## Begin
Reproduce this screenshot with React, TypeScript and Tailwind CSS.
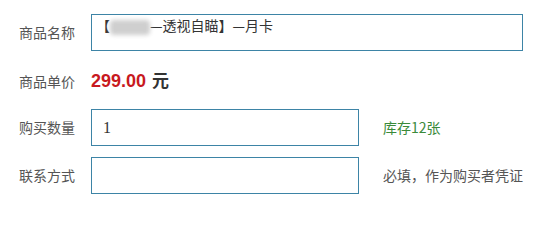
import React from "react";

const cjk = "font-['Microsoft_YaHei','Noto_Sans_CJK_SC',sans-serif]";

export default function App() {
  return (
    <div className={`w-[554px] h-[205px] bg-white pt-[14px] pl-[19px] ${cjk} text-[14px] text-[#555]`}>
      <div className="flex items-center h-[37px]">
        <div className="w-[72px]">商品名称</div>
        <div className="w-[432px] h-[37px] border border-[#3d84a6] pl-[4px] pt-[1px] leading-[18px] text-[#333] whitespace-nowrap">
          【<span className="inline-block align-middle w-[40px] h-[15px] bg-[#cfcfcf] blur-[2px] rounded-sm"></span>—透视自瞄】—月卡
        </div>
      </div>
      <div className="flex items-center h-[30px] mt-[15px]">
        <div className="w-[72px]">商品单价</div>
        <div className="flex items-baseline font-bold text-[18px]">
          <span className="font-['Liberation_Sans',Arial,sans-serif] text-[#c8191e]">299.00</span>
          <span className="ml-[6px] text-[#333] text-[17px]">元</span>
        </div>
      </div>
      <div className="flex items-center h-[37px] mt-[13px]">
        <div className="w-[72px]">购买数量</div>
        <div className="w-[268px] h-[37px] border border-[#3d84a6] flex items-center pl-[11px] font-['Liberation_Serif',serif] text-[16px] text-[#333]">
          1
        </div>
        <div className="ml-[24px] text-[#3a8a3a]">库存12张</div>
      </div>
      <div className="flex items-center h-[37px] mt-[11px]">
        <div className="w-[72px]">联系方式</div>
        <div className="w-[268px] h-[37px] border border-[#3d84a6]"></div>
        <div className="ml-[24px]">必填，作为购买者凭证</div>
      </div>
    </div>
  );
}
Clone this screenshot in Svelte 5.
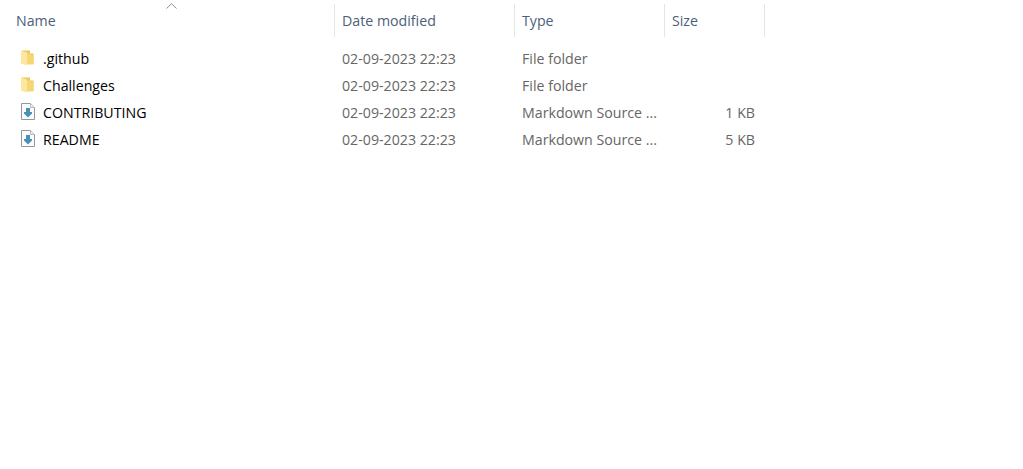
## End
Write out every line above exactly as it is, leaving out the pictures.

Reproduce this screenshot with React, TypeScript and Tailwind CSS.
import React from "react";

const cjk = "font-['Microsoft_YaHei','Noto_Sans_CJK_SC',sans-serif]";

export default function App() {
  return (
    <div className={`w-[554px] h-[205px] bg-white pt-[14px] pl-[19px] ${cjk} text-[14px] text-[#555]`}>
      <div className="flex items-center h-[37px]">
        <div className="w-[72px]">商品名称</div>
        <div className="w-[432px] h-[37px] border border-[#3d84a6] pl-[4px] pt-[1px] leading-[18px] text-[#333] whitespace-nowrap">
          【<span className="inline-block align-middle w-[40px] h-[15px] bg-[#cfcfcf] blur-[2px] rounded-sm"></span>—透视自瞄】—月卡
        </div>
      </div>
      <div className="flex items-center h-[30px] mt-[15px]">
        <div className="w-[72px]">商品单价</div>
        <div className="flex items-baseline font-bold text-[18px]">
          <span className="font-['Liberation_Sans',Arial,sans-serif] text-[#c8191e]">299.00</span>
          <span className="ml-[6px] text-[#333] text-[17px]">元</span>
        </div>
      </div>
      <div className="flex items-center h-[37px] mt-[13px]">
        <div className="w-[72px]">购买数量</div>
        <div className="w-[268px] h-[37px] border border-[#3d84a6] flex items-center pl-[11px] font-['Liberation_Serif',serif] text-[16px] text-[#333]">
          1
        </div>
        <div className="ml-[24px] text-[#3a8a3a]">库存12张</div>
      </div>
      <div className="flex items-center h-[37px] mt-[11px]">
        <div className="w-[72px]">联系方式</div>
        <div className="w-[268px] h-[37px] border border-[#3d84a6]"></div>
        <div className="ml-[24px]">必填，作为购买者凭证</div>
      </div>
    </div>
  );
}
Clone this screenshot in Svelte 5.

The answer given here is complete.